In 2002, Shahril moved to SAFFC as he was serving his National Service,a year where Shahril played 1 of his best season helping SAFFC winning the S-League Championship, his second winners medal two years running. The same year, Shahril edged out long-time custodian Rezal Hassan, taking the national number one jersey.

He was nominated for the Young Player of The Year award but lost to eventual winner Noh Alam Shah. He was also named Straits Times Goalkeeper of the Year award for 2002 season. The national serviceman was a formidable presence in goal that year.

Shahril returned to Geylang United for the 2004 and 2005 season to finish the remainder of his contract where he had a disappointing season before moving to SAFFC in 2006.

Shahril helped SAFFC to win the 2006,2007,2008 and recently the 2009 S-League Championship and the 2007, 2008, 2012 Singapore Cup, his 6th S-League winners medal in 9 full season as a professional. He recently won another Singapore Cup Trophy with his current club Home United Football Club .

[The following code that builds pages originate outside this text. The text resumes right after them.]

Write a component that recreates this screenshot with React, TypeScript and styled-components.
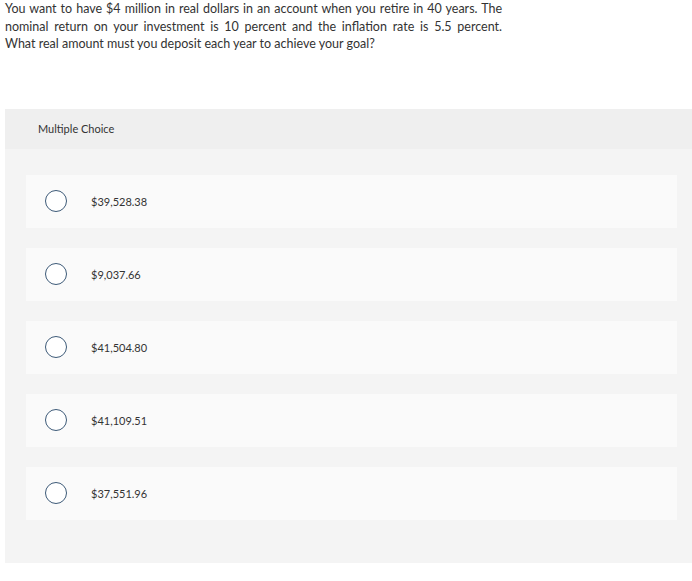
import React from 'react';
import styled, { createGlobalStyle } from 'styled-components';

const choices = ['$39,528.38', '$9,037.66', '$41,504.80', '$41,109.51', '$37,551.96'];

const questionLines = [
  'You want to have $4 million in real dollars in an account when you retire in 40 years. The',
  'nominal return on your investment is 10 percent and the inflation rate is 5.5 percent.',
  'What real amount must you deposit each year to achieve your goal?',
];

export default function App() {
  return (
    <>
      <GlobalStyle />
      <Page>
        <Question>
          {questionLines.map((line, i) => (
            <QuestionLine key={i} $justify={i < questionLines.length - 1}>
              {line}
            </QuestionLine>
          ))}
        </Question>
        <Panel>
          <PanelHeader>Multiple Choice</PanelHeader>
          <ChoiceList>
            {choices.map((c) => (
              <ChoiceCard key={c}>
                <Radio />
                <ChoiceLabel>{c}</ChoiceLabel>
              </ChoiceCard>
            ))}
          </ChoiceList>
        </Panel>
      </Page>
    </>
  );
}

const GlobalStyle = createGlobalStyle`
  body {
    margin: 0;
    background: #fff;
    font-family: Lato, "Liberation Sans", sans-serif;
    color: #333;
  }
`;

const Page = styled.div`
  width: 692px;
`;

const Question = styled.div`
  margin-left: 5px;
  width: 497px;
  font-size: 12.5px;
  line-height: 17.5px;
  color: #333;
`;

const QuestionLine = styled.div<{ $justify: boolean }>`
  white-space: nowrap;
  text-align: ${({ $justify }) => ($justify ? 'justify' : 'left')};
  text-align-last: ${({ $justify }) => ($justify ? 'justify' : 'left')};
`;

const Panel = styled.div`
  margin: 56px 0 0 5px;
  background: #f4f4f4;
  padding-bottom: 43px;
`;

const PanelHeader = styled.div`
  height: 40px;
  display: flex;
  align-items: center;
  padding-left: 33px;
  background: #efefef;
  font-size: 11px;
  color: #333;
`;

const ChoiceList = styled.div`
  display: flex;
  flex-direction: column;
  gap: 20px;
  padding: 26px 15px 0 21px;
`;

const ChoiceCard = styled.div`
  height: 53px;
  display: flex;
  align-items: center;
  padding-left: 19px;
  background: #fafafa;
`;

const Radio = styled.span`
  width: 20px;
  height: 20px;
  border: 1.5px solid #3d5a78;
  border-radius: 50%;
  background: #fff;
  flex-shrink: 0;
`;

const ChoiceLabel = styled.span`
  margin-left: 24px;
  font-size: 11px;
  color: #333;
`;
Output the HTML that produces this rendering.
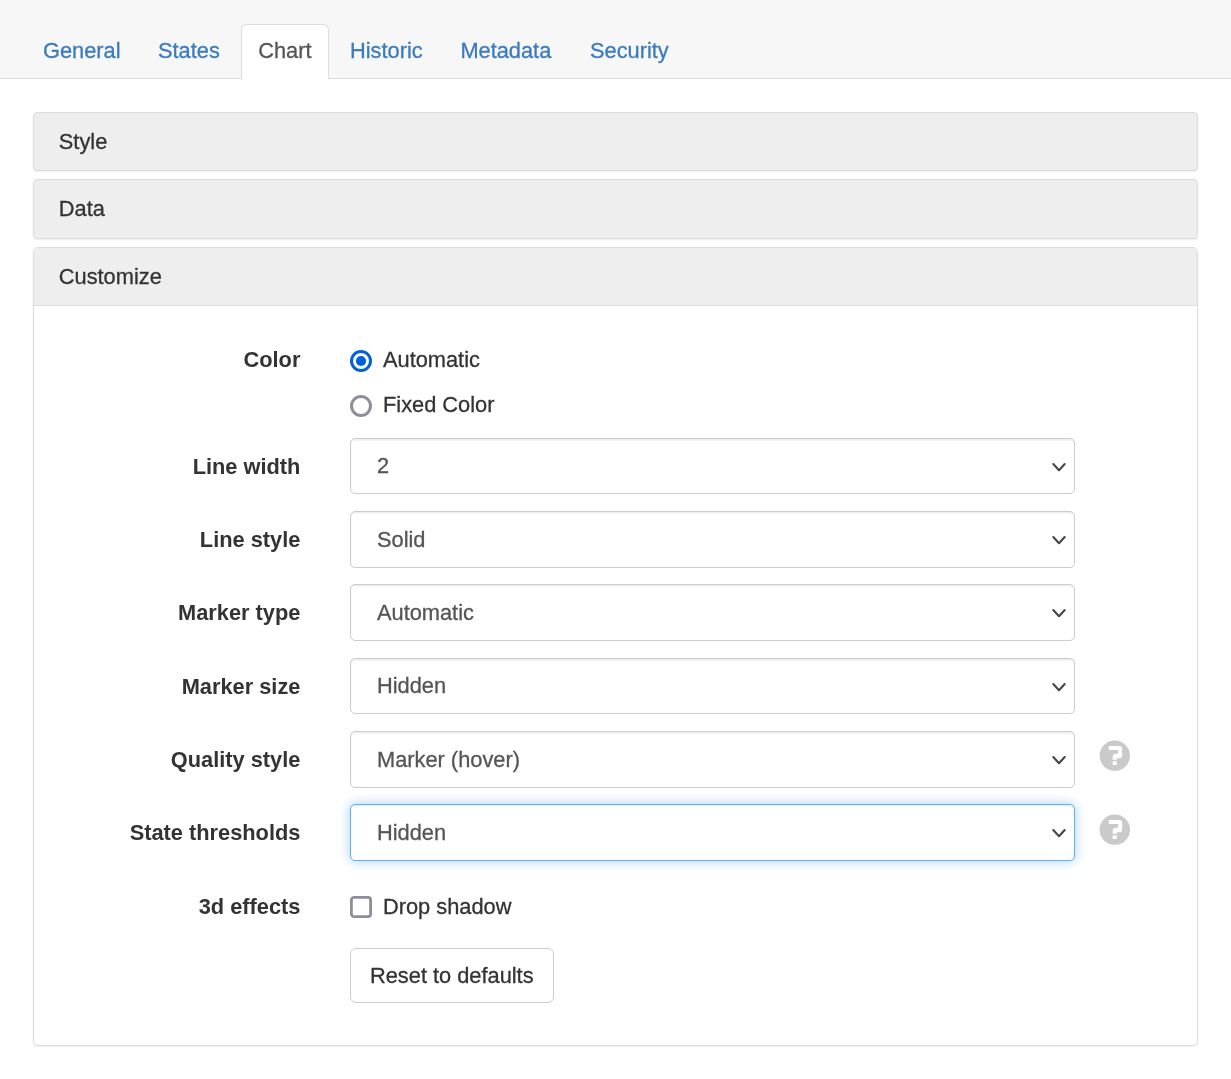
<!DOCTYPE html>
<html>
<head>
<meta charset="utf-8">
<style>
*{box-sizing:border-box;}
html,body{margin:0;padding:0;width:1231px;height:1079px;overflow:hidden;background:#fff;}
body{font-family:"Liberation Sans",sans-serif;font-size:21.8px;color:#333;position:relative;-webkit-text-stroke:0.3px currentColor;}
.abs{position:absolute;}
.tabbar{position:absolute;left:0;top:0;width:1231px;height:79px;background:#f7f7f7;border-bottom:1px solid #ddd;}
.tab{position:absolute;top:0;line-height:1;color:#3a7bbf;white-space:nowrap;}
.tab-active{position:absolute;left:241px;top:24px;width:88px;height:55px;background:#fff;border:1px solid #ddd;border-bottom:none;border-radius:6px 6px 0 0;}
.panel{position:absolute;left:33px;width:1165px;border:1px solid #ddd;border-radius:5px;background:#fff;box-shadow:0 1px 1.5px rgba(0,0,0,.07);}
.ph{background:#eee;border-radius:4px;}
.ptitle{position:absolute;left:24.8px;line-height:1;color:#333;white-space:nowrap;}
.lbl{position:absolute;right:930.6px;-webkit-text-stroke:0;font-weight:bold;line-height:1;white-space:nowrap;color:#333;}
.txt{position:absolute;line-height:1;white-space:nowrap;color:#333;}
.sel{position:absolute;left:350px;width:725px;height:56px;border:1px solid #ccc;border-radius:5px;background:#fff;box-shadow:inset 0 1.5px 1.5px rgba(0,0,0,.08);}
.sel .v{position:absolute;left:26px;top:0;line-height:54px;color:#555;white-space:nowrap;}
.sel svg{position:absolute;left:694px;top:16px;}
.sel[style*="57px"] .v{top:0.6px;}
.focus{border-color:#66afe9;box-shadow:inset 0 1px 2px rgba(0,0,0,.09),0 0 12px rgba(102,175,233,.6);}
.help{position:absolute;left:1094px;}
</style>
</head>
<body><div style="position:absolute;left:0;top:0;width:1231px;height:1079px;will-change:transform;">
<div class="tabbar"></div>
<div class="tab-active"></div>
<div class="tab" style="left:43px;top:40.4px;">General</div>
<div class="tab" style="left:158px;top:40.4px;">States</div>
<div class="tab" style="left:258.2px;top:40.4px;color:#555;">Chart</div>
<div class="tab" style="left:350px;top:40.4px;">Historic</div>
<div class="tab" style="left:460.4px;top:40.4px;">Metadata</div>
<div class="tab" style="left:590px;top:40.4px;">Security</div>

<div class="panel ph" style="top:112px;height:59px;"><div class="ptitle" style="top:17.8px;">Style</div></div>
<div class="panel ph" style="top:179px;height:60px;"><div class="ptitle" style="top:17.8px;">Data</div></div>
<div class="panel" style="top:247px;height:799px;">
  <div class="ph" style="position:absolute;left:0;top:0;right:0;height:58px;border-bottom:1px solid #ddd;border-radius:4px 4px 0 0;"><div class="ptitle" style="top:17.8px;">Customize</div></div>
</div>

<div class="lbl" style="top:349px;">Color</div>
<svg class="abs" style="left:350px;top:350px;" width="22" height="22" viewBox="0 0 22 22"><circle cx="11" cy="11" r="9.5" fill="#fff" stroke="#005fdc" stroke-width="3"/><circle cx="11" cy="11" r="5.1" fill="#0060de"/></svg>
<div class="txt" style="left:383px;top:349px;">Automatic</div>
<svg class="abs" style="left:350px;top:395px;" width="22" height="22" viewBox="0 0 22 22"><circle cx="11" cy="11" r="9.5" fill="#fff" stroke="#8f8d9b" stroke-width="3"/></svg>
<div class="txt" style="left:383px;top:394px;">Fixed Color</div>

<div class="lbl" style="top:456px;">Line width</div>
<div class="sel" style="top:438px;"><span class="v">2</span><svg width="28" height="24" viewBox="0 0 28 24"><path d="M8.3 9 L14 15.2 L19.7 9" fill="none" stroke="#474747" stroke-width="2.1" stroke-linecap="round" stroke-linejoin="round"/></svg></div>
<div class="lbl" style="top:529px;">Line style</div>
<div class="sel" style="top:511px;height:57px;"><span class="v">Solid</span><svg width="28" height="24" viewBox="0 0 28 24"><path d="M8.3 9 L14 15.2 L19.7 9" fill="none" stroke="#474747" stroke-width="2.1" stroke-linecap="round" stroke-linejoin="round"/></svg></div>
<div class="lbl" style="top:602px;">Marker type</div>
<div class="sel" style="top:584px;height:57px;"><span class="v">Automatic</span><svg width="28" height="24" viewBox="0 0 28 24"><path d="M8.3 9 L14 15.2 L19.7 9" fill="none" stroke="#474747" stroke-width="2.1" stroke-linecap="round" stroke-linejoin="round"/></svg></div>
<div class="lbl" style="top:676px;">Marker size</div>
<div class="sel" style="top:658px;"><span class="v">Hidden</span><svg width="28" height="24" viewBox="0 0 28 24"><path d="M8.3 9 L14 15.2 L19.7 9" fill="none" stroke="#474747" stroke-width="2.1" stroke-linecap="round" stroke-linejoin="round"/></svg></div>
<div class="lbl" style="top:749px;">Quality style</div>
<div class="sel" style="top:731px;height:57px;"><span class="v">Marker (hover)</span><svg width="28" height="24" viewBox="0 0 28 24"><path d="M8.3 9 L14 15.2 L19.7 9" fill="none" stroke="#474747" stroke-width="2.1" stroke-linecap="round" stroke-linejoin="round"/></svg></div>
<svg class="help" style="top:736px;" width="40" height="40" viewBox="0 0 40 40"><circle cx="20.8" cy="19.65" r="15.2" fill="#cacaca"/><path d="M14.8 10 H25.3 Q28.1 10 28.1 12.8 V19.4 Q28.1 22.2 25.3 22.2 H22.8 V23.7 H18.7 V20.9 Q18.7 17.8 21.8 17.8 H24.1 V14.1 H14.8 Z M18.7 25.2 H22.8 V28.9 H18.7 Z" fill="#fff"/></svg>
<div class="lbl" style="top:822px;">State thresholds</div>
<div class="sel focus" style="top:804px;height:57px;"><span class="v">Hidden</span><svg width="28" height="24" viewBox="0 0 28 24"><path d="M8.3 9 L14 15.2 L19.7 9" fill="none" stroke="#474747" stroke-width="2.1" stroke-linecap="round" stroke-linejoin="round"/></svg></div>
<svg class="help" style="top:810px;" width="40" height="40" viewBox="0 0 40 40"><circle cx="20.8" cy="19.65" r="15.2" fill="#cacaca"/><path d="M14.8 10 H25.3 Q28.1 10 28.1 12.8 V19.4 Q28.1 22.2 25.3 22.2 H22.8 V23.7 H18.7 V20.9 Q18.7 17.8 21.8 17.8 H24.1 V14.1 H14.8 Z M18.7 25.2 H22.8 V28.9 H18.7 Z" fill="#fff"/></svg>

<div class="lbl" style="top:896px;">3d effects</div>
<svg class="abs" style="left:350px;top:896px;" width="22" height="22" viewBox="0 0 22 22"><rect x="1.4" y="1.4" width="19.2" height="19.2" rx="2.6" fill="#fff" stroke="#8f8d9b" stroke-width="2.8"/></svg>
<div class="txt" style="left:383px;top:896px;">Drop shadow</div>

<div class="abs" style="left:350px;top:948px;width:204px;height:55px;border:1px solid #ccc;border-radius:6px;background:#fff;"><div class="txt" style="left:19px;top:16px;">Reset to defaults</div></div>
</div></body>
</html>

Shahril was named the Warriors' Player of the Year for 2009 season.

International career
In 1998, Shahril got his first national team call-up as an 18-year-old, against Brunei. With injuries to first choice keeper Rezal Hassan and the unavailability of others, Shahril got his chance, thanks to then Head Coach Vincent Subramaniam.

His full international debut came against Uruguay on 21 May 2002.

The 2002 Tiger Cup would prove a disappointing end to what should have been a memorable year for Shahril, and the young keeper bore the brunt of much criticism. His last National team call-up was after being in the Singapore Squad that won the now defunct 2004 Tiger Cup.

Life After Football
Shahril graduated with a bachelor's degree in sports management from the University of Wolverhampton back in 2013 while still playing professional football. Upon his retirement at the end of the 2015 S-League season, Shahril worked as an Assistant Project Manager at RED CARD Global. In July 2016, Shahril joined Students Care Services in the Social Service Sector as a Programme Executive. Shahril is currently with the same organization which is now called SHINE Children & Youth Services holding the designation of a Senior Social Work Associate.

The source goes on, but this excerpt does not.